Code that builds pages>

++++++++++

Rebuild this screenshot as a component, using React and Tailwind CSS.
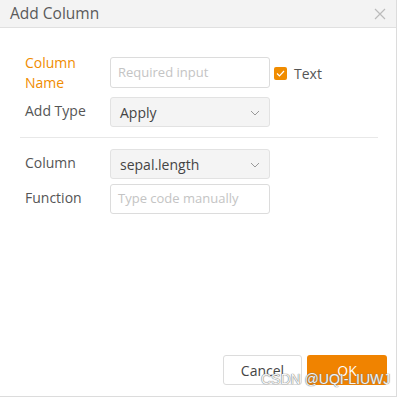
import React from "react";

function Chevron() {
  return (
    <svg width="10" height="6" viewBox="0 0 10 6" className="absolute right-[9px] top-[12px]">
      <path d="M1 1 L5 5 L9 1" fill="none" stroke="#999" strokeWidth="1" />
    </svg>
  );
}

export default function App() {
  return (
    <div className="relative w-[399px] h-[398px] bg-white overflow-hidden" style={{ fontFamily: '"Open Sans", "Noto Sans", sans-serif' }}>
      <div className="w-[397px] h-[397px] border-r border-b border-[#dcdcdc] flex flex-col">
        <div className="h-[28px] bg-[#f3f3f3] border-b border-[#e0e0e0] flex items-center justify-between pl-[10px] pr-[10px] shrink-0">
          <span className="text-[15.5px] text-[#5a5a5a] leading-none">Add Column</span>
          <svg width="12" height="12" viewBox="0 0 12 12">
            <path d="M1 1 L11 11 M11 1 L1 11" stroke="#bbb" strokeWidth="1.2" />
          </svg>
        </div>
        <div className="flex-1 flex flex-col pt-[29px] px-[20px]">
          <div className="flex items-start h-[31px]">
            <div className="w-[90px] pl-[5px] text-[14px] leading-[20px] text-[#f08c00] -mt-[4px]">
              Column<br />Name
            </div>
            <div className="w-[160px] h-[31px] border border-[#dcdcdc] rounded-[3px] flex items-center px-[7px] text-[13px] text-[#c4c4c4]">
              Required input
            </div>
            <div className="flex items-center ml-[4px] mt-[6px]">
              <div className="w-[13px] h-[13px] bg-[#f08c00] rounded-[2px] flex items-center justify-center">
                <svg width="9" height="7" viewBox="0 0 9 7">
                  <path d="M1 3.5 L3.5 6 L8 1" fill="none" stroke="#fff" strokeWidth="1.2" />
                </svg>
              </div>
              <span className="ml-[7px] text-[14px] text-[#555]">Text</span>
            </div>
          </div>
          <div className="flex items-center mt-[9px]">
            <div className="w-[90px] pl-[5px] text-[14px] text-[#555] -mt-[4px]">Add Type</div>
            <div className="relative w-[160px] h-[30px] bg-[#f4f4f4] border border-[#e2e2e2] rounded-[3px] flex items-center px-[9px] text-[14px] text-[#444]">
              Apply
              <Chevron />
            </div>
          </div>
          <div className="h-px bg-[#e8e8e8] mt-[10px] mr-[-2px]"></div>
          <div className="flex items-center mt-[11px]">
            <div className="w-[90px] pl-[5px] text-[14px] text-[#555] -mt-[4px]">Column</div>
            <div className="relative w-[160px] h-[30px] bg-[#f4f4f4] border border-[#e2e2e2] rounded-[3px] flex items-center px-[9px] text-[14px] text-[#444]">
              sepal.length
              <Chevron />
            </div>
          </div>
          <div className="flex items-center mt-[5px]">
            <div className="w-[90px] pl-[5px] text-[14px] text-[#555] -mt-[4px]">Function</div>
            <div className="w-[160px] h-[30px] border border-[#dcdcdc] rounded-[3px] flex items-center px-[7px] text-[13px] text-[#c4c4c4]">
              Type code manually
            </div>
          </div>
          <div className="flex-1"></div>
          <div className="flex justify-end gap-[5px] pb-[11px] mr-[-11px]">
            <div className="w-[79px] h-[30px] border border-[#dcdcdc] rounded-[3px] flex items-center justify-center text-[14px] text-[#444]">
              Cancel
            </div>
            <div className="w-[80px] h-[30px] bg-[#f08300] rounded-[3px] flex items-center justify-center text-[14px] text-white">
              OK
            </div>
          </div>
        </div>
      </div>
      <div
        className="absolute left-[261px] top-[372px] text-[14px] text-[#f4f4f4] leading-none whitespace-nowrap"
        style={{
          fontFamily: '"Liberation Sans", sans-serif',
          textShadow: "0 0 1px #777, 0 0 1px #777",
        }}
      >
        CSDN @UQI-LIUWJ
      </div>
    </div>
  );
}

++++++++++

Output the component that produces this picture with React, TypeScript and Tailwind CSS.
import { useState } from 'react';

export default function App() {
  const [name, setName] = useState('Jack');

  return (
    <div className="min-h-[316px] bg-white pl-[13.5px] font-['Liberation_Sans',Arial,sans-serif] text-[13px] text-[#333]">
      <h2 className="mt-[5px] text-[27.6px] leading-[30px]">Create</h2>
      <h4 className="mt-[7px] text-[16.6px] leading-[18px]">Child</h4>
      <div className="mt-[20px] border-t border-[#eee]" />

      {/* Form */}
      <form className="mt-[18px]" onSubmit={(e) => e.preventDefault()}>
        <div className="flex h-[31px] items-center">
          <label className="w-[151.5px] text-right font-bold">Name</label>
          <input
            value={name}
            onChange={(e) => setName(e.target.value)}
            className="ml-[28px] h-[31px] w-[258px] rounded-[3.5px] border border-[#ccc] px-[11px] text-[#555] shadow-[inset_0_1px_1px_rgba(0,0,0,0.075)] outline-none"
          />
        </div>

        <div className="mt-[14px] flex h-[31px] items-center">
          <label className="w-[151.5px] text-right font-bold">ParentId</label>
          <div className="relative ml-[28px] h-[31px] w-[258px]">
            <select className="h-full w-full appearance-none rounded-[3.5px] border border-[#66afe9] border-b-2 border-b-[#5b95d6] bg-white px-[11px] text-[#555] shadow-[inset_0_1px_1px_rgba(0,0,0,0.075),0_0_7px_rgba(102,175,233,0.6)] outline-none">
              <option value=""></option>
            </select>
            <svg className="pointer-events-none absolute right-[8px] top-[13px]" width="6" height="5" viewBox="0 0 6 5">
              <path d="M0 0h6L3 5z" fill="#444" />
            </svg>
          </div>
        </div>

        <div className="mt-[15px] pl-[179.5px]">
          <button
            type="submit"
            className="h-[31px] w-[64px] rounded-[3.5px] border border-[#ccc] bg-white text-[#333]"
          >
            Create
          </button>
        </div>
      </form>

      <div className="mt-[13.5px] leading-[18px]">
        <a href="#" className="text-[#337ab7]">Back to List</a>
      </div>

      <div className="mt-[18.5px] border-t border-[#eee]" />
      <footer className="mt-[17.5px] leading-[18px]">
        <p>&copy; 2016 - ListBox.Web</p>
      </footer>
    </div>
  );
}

++++++++++

TASK STATEMENT> Among the records above, locate the line containing "Rebuild this screenshot" and the line containing "import React from", then transcribe exactly the lines starting at the first and ending at the second, with no pictures.

REPLY TO THE TASK>
Rebuild this screenshot as a component, using React and Tailwind CSS.
import React from "react";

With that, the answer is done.